■ **Problem details**: Show each line of the data below that has the string "components" in it.

= = = =

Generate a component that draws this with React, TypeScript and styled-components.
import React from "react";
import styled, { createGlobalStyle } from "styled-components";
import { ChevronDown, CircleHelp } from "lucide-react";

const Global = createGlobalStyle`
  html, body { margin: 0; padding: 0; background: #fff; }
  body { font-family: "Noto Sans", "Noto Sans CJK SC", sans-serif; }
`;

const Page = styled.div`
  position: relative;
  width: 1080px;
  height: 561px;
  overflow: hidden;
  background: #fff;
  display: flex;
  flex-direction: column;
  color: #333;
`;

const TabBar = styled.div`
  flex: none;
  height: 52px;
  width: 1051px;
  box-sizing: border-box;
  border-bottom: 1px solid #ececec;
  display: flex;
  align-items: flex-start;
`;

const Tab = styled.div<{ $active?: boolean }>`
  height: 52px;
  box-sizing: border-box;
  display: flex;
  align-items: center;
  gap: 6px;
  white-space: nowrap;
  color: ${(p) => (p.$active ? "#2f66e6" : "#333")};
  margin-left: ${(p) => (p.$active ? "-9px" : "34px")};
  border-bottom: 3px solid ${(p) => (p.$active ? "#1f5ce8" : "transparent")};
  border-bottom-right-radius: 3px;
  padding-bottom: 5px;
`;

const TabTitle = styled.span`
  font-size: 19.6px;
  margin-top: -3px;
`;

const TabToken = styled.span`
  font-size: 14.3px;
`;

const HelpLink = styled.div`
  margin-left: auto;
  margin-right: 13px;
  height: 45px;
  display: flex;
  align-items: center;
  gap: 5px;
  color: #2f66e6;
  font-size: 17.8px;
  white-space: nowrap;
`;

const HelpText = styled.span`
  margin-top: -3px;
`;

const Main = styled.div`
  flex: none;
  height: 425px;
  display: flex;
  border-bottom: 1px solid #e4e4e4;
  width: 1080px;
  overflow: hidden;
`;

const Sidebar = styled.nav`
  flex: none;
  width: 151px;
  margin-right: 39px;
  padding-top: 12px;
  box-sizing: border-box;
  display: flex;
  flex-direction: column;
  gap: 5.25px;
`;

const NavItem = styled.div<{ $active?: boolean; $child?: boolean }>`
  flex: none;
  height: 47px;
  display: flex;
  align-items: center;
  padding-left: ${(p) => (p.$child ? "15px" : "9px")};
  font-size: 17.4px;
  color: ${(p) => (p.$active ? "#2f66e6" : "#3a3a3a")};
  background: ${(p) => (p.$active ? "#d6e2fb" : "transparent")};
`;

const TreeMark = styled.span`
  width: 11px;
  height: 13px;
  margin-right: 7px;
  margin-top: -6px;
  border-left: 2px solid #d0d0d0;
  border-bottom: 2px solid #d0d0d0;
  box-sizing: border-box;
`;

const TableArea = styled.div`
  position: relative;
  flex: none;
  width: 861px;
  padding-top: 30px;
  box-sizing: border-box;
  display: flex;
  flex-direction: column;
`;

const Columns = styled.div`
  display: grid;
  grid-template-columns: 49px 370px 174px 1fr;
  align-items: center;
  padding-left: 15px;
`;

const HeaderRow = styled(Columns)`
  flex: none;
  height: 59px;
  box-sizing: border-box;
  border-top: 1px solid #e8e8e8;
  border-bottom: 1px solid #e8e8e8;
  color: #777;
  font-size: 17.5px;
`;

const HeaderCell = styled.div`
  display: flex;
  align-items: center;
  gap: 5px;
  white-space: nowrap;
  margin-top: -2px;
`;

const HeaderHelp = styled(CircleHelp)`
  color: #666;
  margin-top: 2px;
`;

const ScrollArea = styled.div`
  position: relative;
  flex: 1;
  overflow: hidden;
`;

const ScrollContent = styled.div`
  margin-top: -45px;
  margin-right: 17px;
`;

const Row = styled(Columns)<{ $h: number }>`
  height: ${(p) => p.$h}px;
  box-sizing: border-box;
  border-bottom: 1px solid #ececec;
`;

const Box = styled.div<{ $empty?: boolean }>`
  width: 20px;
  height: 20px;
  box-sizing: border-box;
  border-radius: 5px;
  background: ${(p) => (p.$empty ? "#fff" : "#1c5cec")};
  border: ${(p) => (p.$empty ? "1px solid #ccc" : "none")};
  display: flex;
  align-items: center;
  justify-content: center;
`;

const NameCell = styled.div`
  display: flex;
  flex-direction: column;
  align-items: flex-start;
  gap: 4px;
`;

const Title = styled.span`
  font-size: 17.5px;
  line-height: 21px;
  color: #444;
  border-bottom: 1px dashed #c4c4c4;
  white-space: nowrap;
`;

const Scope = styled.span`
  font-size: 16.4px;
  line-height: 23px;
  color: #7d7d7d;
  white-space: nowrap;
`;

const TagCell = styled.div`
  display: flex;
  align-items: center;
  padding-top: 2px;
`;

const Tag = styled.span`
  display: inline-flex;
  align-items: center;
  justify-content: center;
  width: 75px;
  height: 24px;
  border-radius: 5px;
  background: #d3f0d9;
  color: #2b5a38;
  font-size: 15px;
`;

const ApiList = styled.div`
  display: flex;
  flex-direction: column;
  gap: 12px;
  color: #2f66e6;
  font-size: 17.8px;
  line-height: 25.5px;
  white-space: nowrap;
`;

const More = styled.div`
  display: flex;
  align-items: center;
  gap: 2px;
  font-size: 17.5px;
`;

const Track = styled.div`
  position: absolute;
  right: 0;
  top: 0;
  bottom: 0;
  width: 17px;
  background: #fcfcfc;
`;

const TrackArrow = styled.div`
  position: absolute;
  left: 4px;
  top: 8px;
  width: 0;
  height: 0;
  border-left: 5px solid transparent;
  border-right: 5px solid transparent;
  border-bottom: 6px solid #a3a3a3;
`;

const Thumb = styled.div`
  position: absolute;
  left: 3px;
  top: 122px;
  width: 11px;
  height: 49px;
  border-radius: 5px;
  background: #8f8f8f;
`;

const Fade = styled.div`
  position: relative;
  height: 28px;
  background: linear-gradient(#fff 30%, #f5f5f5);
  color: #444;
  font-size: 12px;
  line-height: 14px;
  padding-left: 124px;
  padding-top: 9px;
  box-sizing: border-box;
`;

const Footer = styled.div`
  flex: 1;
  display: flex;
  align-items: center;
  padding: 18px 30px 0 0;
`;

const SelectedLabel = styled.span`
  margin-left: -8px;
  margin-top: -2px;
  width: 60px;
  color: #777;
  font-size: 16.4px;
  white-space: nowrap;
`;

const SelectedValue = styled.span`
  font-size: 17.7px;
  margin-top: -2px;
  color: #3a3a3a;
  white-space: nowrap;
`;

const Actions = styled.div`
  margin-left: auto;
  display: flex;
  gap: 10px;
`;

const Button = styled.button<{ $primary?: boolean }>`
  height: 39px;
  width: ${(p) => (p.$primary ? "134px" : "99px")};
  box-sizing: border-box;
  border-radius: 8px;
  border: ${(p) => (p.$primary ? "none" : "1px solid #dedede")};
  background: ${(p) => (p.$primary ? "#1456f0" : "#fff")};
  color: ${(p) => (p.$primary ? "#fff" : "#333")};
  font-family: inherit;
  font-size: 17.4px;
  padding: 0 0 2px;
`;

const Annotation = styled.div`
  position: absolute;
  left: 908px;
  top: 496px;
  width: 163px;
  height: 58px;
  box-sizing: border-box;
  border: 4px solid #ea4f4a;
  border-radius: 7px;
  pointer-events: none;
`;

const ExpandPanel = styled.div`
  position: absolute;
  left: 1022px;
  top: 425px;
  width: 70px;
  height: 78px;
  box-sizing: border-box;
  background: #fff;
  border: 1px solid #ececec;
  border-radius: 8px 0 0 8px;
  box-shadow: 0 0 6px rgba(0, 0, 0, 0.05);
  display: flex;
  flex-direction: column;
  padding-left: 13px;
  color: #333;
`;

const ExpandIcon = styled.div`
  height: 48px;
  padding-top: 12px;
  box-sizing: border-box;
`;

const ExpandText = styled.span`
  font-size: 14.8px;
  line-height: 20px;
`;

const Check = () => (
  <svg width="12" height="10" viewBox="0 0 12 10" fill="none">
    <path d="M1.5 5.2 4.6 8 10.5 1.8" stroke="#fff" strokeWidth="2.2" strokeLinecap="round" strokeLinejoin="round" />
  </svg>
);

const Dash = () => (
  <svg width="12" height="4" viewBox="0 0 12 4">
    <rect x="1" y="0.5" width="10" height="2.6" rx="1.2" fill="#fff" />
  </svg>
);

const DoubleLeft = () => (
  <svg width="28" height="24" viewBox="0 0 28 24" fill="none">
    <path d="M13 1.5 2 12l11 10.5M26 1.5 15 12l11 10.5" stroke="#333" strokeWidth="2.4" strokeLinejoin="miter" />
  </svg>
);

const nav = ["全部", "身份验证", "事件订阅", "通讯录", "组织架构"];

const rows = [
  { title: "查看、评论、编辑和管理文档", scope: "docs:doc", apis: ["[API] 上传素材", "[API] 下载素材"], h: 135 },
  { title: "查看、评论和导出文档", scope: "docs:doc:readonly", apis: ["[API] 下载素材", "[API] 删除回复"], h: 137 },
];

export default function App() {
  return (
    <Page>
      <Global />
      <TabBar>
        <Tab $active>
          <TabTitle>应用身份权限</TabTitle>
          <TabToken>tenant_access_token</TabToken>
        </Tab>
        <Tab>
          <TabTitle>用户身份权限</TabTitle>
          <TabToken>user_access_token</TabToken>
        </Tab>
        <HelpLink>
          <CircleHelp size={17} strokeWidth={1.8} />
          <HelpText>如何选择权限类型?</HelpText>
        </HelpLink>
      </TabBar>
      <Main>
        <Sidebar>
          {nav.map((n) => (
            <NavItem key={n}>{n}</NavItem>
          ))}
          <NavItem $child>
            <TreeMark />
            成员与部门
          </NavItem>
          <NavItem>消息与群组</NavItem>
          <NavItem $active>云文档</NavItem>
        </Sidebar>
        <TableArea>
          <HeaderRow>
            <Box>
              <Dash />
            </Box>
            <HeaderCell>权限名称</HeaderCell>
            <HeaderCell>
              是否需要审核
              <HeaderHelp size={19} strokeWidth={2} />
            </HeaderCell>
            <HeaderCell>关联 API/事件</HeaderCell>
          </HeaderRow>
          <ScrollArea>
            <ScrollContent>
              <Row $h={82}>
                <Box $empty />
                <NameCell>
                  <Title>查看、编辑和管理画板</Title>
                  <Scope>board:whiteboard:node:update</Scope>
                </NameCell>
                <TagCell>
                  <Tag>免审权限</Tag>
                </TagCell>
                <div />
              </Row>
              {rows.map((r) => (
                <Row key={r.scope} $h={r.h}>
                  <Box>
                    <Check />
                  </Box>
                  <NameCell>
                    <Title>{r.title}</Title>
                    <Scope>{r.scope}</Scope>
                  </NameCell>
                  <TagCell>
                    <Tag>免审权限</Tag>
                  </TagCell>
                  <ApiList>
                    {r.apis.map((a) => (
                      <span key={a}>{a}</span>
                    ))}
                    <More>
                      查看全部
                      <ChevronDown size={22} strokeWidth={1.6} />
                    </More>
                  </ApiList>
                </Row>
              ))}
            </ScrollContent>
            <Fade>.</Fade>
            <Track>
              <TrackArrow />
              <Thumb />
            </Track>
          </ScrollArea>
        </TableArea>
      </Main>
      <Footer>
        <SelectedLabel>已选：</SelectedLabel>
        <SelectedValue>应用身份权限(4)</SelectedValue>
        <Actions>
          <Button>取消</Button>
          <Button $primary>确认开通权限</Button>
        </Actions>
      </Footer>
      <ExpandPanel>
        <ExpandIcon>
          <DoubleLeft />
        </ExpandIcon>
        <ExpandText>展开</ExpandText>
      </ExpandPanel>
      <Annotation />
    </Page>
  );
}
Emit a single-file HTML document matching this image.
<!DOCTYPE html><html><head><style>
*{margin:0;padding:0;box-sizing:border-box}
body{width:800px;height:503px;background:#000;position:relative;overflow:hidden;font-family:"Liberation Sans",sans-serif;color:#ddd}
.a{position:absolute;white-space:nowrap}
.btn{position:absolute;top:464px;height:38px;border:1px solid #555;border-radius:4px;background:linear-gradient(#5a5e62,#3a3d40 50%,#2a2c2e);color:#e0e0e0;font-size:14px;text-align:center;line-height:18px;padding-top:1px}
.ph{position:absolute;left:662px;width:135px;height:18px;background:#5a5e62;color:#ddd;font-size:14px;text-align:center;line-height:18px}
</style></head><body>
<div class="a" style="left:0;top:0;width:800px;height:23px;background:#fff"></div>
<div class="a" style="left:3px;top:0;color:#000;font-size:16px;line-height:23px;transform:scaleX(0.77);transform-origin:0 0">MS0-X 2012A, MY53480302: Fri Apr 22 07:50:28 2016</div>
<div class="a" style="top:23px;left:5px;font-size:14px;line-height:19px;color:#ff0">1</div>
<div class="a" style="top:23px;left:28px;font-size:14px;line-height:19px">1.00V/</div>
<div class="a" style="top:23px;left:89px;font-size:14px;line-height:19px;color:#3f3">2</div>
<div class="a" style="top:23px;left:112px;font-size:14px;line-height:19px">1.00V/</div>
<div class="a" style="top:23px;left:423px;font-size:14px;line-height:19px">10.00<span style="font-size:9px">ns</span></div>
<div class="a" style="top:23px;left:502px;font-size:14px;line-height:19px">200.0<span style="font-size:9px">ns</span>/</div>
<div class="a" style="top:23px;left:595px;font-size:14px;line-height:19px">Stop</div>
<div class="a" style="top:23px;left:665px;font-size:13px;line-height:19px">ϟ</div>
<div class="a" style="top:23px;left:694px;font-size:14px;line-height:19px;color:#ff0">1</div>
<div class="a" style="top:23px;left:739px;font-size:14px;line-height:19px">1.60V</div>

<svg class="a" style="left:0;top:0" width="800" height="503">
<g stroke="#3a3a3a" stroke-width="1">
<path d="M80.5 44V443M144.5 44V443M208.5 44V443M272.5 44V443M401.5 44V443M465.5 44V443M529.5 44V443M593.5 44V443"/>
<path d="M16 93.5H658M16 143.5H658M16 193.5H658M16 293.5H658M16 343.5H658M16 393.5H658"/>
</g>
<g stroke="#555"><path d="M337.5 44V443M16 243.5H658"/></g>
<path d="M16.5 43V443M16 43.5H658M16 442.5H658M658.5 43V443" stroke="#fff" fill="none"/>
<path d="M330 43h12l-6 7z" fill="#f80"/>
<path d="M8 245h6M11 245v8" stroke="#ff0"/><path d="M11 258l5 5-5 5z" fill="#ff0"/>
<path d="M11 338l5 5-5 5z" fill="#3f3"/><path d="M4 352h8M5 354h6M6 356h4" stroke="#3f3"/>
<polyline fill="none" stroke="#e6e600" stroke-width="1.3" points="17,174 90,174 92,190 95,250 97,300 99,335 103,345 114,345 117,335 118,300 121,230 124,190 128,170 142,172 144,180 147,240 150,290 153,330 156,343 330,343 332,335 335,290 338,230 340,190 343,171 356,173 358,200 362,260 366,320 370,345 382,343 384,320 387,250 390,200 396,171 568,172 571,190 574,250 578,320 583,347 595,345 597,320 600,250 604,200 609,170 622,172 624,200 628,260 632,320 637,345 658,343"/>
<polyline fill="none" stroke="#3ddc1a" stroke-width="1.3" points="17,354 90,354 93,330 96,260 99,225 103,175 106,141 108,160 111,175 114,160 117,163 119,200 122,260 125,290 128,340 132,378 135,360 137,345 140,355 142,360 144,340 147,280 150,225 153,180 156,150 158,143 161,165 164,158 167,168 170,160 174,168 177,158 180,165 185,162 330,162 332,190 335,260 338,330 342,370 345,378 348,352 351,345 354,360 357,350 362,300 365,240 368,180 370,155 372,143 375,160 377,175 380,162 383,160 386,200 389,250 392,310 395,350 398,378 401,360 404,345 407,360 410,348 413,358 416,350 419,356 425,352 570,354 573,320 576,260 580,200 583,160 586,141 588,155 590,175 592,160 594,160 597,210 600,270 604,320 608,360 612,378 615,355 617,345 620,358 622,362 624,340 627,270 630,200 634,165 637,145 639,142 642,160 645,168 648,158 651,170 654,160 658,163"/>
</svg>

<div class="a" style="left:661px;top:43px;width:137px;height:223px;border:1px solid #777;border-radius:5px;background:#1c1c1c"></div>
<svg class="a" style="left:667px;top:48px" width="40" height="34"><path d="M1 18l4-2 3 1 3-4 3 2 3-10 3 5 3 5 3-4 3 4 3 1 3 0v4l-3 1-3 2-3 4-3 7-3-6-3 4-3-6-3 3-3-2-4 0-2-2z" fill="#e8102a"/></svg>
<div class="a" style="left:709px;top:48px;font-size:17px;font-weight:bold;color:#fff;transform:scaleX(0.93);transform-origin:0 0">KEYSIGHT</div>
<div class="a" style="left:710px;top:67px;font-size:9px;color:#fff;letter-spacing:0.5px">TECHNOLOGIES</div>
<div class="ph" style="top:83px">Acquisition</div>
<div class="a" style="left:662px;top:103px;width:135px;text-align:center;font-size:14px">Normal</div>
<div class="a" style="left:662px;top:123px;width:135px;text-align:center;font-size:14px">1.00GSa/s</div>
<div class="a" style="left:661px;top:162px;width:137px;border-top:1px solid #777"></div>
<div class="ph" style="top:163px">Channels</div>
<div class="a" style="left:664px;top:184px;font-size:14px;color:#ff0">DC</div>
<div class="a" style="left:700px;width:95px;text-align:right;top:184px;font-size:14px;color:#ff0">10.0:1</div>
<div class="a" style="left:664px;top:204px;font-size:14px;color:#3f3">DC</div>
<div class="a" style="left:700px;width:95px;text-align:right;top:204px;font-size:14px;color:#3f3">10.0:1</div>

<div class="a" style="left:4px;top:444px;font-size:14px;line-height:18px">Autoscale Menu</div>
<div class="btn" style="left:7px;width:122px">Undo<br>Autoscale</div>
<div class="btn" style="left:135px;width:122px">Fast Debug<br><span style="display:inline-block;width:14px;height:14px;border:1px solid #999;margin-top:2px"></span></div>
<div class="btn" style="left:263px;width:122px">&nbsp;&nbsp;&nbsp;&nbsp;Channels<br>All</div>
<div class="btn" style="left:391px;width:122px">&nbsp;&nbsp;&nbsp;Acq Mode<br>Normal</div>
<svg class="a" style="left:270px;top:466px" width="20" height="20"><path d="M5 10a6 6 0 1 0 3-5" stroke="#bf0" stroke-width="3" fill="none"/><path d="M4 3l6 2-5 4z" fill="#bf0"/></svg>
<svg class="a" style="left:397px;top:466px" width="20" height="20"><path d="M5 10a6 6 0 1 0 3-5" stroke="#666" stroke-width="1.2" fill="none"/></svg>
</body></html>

= = = =

■ **The answer**:
Generate a component that draws this with React, TypeScript and styled-components.
import styled, { createGlobalStyle } from "styled-components";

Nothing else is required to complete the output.